Gather the lines that hold the string "components".

Excerpted data =>
☆ ☆ ☆ ☆ ☆

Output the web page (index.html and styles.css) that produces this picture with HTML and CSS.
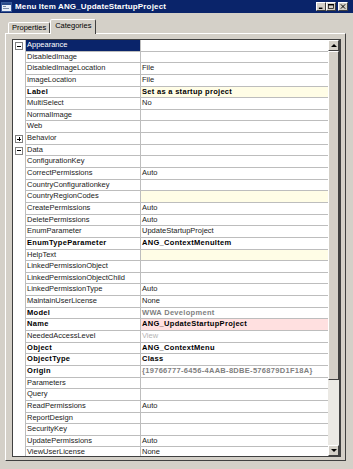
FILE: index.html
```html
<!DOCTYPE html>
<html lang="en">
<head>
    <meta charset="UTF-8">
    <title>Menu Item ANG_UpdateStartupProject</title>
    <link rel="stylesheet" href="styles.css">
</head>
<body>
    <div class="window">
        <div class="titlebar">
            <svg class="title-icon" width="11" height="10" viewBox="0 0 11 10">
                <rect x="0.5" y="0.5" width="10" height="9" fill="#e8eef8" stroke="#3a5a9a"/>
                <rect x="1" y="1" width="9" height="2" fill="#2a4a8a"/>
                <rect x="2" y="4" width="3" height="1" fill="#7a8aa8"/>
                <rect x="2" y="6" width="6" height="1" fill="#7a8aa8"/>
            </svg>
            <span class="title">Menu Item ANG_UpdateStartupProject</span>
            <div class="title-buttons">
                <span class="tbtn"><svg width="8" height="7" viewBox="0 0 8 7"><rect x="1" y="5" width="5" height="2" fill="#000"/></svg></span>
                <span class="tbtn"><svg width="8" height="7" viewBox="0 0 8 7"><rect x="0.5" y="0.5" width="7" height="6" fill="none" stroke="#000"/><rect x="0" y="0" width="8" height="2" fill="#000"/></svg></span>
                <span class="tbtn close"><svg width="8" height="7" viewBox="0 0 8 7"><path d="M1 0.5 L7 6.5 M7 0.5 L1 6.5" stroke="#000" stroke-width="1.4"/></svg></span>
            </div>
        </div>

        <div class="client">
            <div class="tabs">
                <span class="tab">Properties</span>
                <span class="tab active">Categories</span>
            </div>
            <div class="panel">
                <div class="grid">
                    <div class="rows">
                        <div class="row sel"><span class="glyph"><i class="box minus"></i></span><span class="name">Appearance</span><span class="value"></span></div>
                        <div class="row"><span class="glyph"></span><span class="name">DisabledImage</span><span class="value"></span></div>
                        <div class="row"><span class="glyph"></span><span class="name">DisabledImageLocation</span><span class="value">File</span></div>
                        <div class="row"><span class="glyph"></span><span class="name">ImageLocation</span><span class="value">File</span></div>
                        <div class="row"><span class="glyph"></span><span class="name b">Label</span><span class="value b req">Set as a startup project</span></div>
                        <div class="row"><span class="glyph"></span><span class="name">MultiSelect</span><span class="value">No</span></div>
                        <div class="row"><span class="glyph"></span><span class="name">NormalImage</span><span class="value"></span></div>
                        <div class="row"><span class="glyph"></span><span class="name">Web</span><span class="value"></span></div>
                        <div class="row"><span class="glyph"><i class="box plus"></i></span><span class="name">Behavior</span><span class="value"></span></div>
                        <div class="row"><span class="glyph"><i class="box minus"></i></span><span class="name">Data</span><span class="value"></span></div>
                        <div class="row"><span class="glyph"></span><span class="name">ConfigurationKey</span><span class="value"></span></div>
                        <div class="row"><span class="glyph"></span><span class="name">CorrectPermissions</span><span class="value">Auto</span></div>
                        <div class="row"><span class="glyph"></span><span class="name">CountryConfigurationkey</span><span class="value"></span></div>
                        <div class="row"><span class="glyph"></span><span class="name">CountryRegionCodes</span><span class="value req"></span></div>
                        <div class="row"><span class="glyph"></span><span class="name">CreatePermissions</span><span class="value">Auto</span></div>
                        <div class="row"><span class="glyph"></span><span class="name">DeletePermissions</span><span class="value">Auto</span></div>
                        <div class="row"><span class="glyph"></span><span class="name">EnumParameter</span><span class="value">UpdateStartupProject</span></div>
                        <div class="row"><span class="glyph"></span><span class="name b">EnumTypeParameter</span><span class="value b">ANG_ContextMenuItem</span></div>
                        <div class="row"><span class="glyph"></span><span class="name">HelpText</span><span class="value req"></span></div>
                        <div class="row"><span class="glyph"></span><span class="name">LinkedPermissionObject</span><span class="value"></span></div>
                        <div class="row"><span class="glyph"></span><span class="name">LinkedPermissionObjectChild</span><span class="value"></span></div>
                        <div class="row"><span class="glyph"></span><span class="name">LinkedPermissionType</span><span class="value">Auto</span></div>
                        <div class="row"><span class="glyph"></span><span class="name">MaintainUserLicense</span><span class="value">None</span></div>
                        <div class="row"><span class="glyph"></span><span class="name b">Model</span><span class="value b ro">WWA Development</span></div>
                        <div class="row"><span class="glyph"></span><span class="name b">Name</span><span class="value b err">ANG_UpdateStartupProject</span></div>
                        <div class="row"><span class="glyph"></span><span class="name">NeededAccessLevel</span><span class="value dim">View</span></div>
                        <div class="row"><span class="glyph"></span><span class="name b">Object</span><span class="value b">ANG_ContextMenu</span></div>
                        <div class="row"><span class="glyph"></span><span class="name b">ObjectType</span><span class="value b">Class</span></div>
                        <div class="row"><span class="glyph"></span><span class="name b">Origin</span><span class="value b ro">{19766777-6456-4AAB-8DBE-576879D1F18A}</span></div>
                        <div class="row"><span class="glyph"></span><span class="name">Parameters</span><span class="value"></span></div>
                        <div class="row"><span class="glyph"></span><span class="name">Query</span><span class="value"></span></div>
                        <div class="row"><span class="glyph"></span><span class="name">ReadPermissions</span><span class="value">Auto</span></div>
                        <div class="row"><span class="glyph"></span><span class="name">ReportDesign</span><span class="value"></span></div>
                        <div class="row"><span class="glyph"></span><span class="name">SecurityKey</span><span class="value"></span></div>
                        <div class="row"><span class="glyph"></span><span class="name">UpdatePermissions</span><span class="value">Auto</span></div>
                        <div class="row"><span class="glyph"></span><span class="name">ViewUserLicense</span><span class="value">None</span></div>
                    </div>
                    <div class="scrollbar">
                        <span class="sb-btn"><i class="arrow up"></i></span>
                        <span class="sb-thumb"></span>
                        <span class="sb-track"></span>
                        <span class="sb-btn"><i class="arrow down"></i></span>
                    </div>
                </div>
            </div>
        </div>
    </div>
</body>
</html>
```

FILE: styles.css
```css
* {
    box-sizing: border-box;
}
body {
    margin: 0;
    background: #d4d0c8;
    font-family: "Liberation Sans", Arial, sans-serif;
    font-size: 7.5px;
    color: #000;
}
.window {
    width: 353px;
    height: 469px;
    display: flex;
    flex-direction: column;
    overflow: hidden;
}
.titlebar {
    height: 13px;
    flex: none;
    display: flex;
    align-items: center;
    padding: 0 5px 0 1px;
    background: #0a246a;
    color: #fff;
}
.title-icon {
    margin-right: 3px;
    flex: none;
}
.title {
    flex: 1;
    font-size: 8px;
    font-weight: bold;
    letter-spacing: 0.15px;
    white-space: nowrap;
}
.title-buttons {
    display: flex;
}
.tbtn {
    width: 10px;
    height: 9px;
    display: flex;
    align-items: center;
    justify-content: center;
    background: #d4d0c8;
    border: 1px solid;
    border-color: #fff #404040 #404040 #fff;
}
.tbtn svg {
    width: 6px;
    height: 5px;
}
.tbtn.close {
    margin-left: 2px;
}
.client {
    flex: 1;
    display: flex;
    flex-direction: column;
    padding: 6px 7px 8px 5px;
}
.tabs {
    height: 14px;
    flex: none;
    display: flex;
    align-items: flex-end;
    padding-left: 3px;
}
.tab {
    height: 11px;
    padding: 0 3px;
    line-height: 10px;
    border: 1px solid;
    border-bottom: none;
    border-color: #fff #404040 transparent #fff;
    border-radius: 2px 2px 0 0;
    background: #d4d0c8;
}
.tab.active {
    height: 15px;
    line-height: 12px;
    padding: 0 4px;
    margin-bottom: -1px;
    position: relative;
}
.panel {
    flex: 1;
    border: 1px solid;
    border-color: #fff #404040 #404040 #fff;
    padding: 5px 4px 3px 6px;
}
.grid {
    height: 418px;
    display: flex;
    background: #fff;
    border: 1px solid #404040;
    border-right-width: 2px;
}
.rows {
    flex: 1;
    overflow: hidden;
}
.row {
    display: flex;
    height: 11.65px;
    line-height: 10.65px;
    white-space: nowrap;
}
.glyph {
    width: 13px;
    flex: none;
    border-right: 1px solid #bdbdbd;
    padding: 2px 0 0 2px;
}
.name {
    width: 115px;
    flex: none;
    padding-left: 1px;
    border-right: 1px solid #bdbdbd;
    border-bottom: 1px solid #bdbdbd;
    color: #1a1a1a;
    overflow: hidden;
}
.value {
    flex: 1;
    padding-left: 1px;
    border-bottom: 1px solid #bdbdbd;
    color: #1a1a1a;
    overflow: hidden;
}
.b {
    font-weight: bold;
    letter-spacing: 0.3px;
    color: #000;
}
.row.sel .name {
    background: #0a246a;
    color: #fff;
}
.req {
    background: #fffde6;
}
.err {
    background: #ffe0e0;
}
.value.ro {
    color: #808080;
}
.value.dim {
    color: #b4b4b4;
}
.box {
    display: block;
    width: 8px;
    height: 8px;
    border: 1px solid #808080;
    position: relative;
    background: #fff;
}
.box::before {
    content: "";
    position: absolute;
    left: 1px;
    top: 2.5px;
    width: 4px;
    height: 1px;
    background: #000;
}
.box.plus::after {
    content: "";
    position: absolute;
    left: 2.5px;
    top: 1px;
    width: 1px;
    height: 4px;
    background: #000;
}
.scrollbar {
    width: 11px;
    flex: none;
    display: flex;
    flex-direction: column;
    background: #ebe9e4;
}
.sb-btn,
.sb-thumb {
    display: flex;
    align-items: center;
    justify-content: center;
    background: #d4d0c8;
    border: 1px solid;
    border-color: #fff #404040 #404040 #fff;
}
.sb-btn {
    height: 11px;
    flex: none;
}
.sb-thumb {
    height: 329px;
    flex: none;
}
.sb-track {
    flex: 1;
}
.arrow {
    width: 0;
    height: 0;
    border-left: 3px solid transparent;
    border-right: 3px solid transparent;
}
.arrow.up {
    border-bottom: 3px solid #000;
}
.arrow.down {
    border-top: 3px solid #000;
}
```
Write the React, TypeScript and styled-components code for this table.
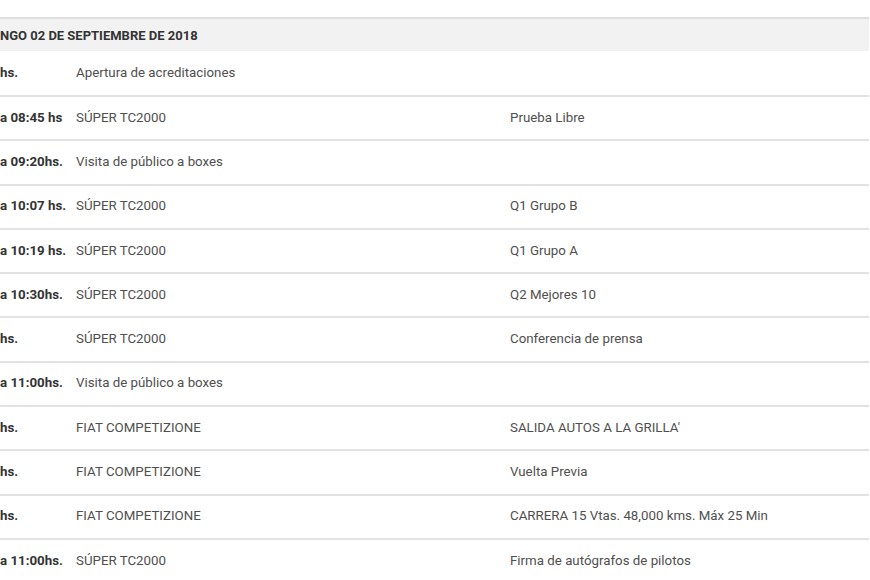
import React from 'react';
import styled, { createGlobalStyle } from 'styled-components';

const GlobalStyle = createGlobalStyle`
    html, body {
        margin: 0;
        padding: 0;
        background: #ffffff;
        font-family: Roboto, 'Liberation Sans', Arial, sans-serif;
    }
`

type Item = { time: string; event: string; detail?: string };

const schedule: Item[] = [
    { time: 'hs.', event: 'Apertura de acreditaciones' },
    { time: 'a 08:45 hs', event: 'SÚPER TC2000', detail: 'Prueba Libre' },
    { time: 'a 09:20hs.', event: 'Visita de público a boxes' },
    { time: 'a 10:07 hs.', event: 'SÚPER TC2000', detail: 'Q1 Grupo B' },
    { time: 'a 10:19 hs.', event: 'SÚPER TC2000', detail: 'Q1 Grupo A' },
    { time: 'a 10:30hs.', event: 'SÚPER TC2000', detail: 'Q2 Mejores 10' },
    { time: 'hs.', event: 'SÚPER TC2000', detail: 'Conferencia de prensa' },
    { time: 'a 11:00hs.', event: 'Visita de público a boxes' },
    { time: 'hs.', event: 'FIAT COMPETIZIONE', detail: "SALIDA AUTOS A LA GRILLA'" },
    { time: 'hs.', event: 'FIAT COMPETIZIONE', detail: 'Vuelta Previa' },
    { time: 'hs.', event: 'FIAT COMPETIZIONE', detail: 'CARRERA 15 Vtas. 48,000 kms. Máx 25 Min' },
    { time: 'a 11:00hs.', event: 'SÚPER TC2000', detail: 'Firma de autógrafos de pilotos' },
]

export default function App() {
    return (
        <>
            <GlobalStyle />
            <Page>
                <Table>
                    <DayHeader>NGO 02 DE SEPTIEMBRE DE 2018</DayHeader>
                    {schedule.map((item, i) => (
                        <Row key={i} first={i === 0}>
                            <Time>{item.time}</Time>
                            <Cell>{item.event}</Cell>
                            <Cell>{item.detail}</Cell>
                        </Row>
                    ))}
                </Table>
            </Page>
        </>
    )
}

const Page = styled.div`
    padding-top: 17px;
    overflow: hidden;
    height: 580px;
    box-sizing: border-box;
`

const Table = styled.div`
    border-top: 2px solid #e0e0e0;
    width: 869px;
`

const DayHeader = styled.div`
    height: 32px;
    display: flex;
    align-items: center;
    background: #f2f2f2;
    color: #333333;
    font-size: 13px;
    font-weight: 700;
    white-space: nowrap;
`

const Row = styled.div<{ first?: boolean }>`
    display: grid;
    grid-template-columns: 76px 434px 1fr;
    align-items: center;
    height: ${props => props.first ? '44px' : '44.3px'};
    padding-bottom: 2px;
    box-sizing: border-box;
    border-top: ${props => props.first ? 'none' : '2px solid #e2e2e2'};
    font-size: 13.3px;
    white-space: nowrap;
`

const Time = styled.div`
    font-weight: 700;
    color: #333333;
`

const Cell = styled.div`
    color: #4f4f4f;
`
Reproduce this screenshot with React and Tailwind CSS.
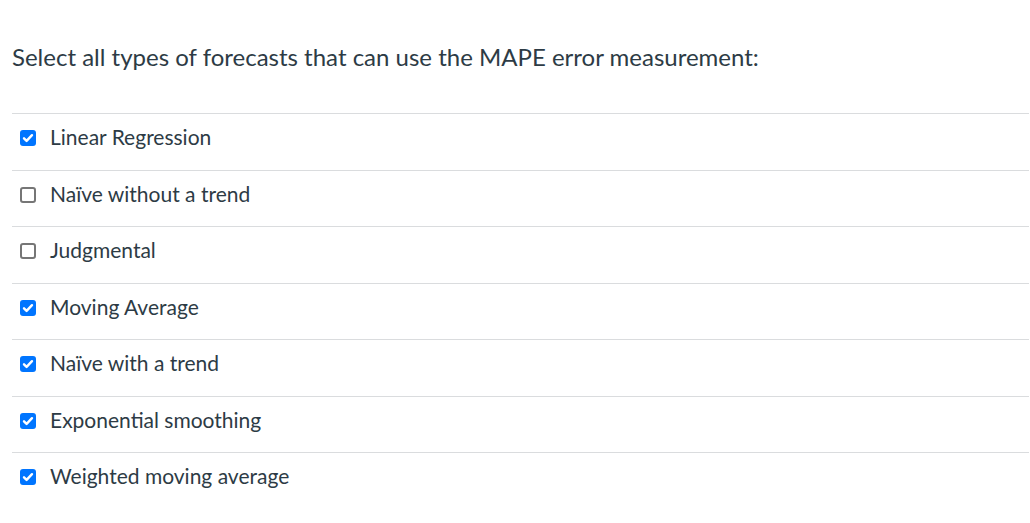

☆ ☆ ☆ ☆ ☆

The output =>
Write the React, TypeScript and styled-components code for this table.
import styled, { createGlobalStyle } from 'styled-components';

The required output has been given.